Я не думаю, что искусство и литература могут перевоспитать дурака в умного, осмеяв его. Не думаю, что чиновников при искусстве, подобных Огурцову, стало меньше после «Карнавальной ночи». По моему убеждению, искусство и литература должны апеллировать не к совести бесчестного человека, не к человечности бездушного бюрократа, не к разуму дурака, они должны адресоваться к чувству юмора умного, порядочного человека. Пародийный образ руководителя народного театра из «Берегись автомобиля!» в исполнении Евстигнеева не убьёт наповал его жизненный прототип, но, надеюсь, поможет другим увидеть его таким, каков он есть на самом деле.

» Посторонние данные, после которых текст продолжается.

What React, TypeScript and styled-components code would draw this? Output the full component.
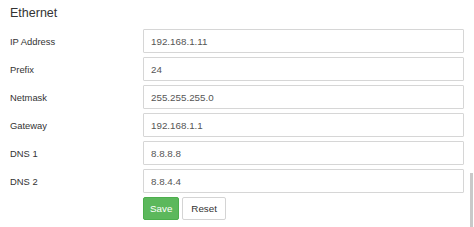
import { Fragment } from "react";
import styled, { createGlobalStyle } from "styled-components";

const GlobalStyle = createGlobalStyle`
    html, body {
        margin: 0;
        padding: 0;
        background: #ffffff;
        overflow: hidden;
    }
`;

const Page = styled.div`
    position: relative;
    width: 474px;
    height: 227px;
    padding: 0 10px 0 10px;
    box-sizing: border-box;
    font-family: "Liberation Sans", Arial, sans-serif;
    color: #333333;
`;

const Title = styled.div`
    font-size: 12.5px;
    line-height: 15px;
    padding-top: 6px;
    height: 29px;
    box-sizing: border-box;
    color: #333333;
`;

const Form = styled.div`
    display: grid;
    grid-template-columns: 133px 321px;
    row-gap: 4px;
    align-items: center;
`;

const Label = styled.label`
    font-size: 9.4px;
    color: #333333;
`;

const Input = styled.input`
    height: 24px;
    box-sizing: border-box;
    border: 1px solid #d6d6d6;
    border-radius: 1px;
    padding: 0 7px;
    font-family: "Liberation Sans", Arial, sans-serif;
    font-size: 9.8px;
    color: #555555;
    outline: none;
    width: 100%;
`;

const Actions = styled.div`
    grid-column: 2;
    display: flex;
    gap: 3px;
`;

const Button = styled.button<{ $primary?: boolean }>`
    height: 23px;
    box-sizing: border-box;
    padding: 0 ${(p) => (p.$primary ? "6px" : "8px")};
    font-family: "Liberation Sans", Arial, sans-serif;
    font-size: 9.8px;
    border-radius: 2px;
    border: 1px solid ${(p) => (p.$primary ? "#4cae4c" : "#d4d4d4")};
    background: ${(p) => (p.$primary ? "#5cb85c" : "#ffffff")};
    color: ${(p) => (p.$primary ? "#ffffff" : "#333333")};
`;

const Scrollbar = styled.div`
    position: absolute;
    right: 1px;
    top: 173px;
    width: 3px;
    height: 54px;
    background: #c9c9c9;
`;

const fields = [
    { label: "IP Address", value: "192.168.1.11" },
    { label: "Prefix", value: "24" },
    { label: "Netmask", value: "255.255.255.0" },
    { label: "Gateway", value: "192.168.1.1" },
    { label: "DNS 1", value: "8.8.8.8" },
    { label: "DNS 2", value: "8.8.4.4" },
];

const App = () => {
    return (
        <>
            <GlobalStyle />
            <Page>
                <Title>Ethernet</Title>
                <Form>
                    {fields.map((f) => (
                        <Fragment key={f.label}>
                            <Label>{f.label}</Label>
                            <Input defaultValue={f.value} />
                        </Fragment>
                    ))}
                    <Actions>
                        <Button $primary>Save</Button>
                        <Button>Reset</Button>
                    </Actions>
                </Form>
                <Scrollbar />
            </Page>
        </>
    );
};

export default App;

Тот идейный спекулянт, которого играет в том же фильме Папанов, не разбудит совести у реальных торгашей, но наверняка углубит представление о них. На недобрых людей не только важно указать пальцем — важно их и обезвредить, сделать смешными. И сатирический перст в этом случае довольно сильное оружие. Иными словами, комедия призвана вооружать хороших, умных людей против чванливых глупцов, самодовольных корыстолюбцев, спесивых бюрократов. Но, кроме едкой сатиры, комедия может подтрунивать над слабостями, недостатками, прегрешениями славных и добрых людей, подсмеиваясь над ними без яда, без злости, но достаточно определённо.

И тут часто приходится слышать такие упрёки: что же вы поставили умного человека в дурацкое положение и смеётесь над ним? Но ведь в дурацкое положение можно поставить именно умного человека. Дурак находится в нём всю жизнь.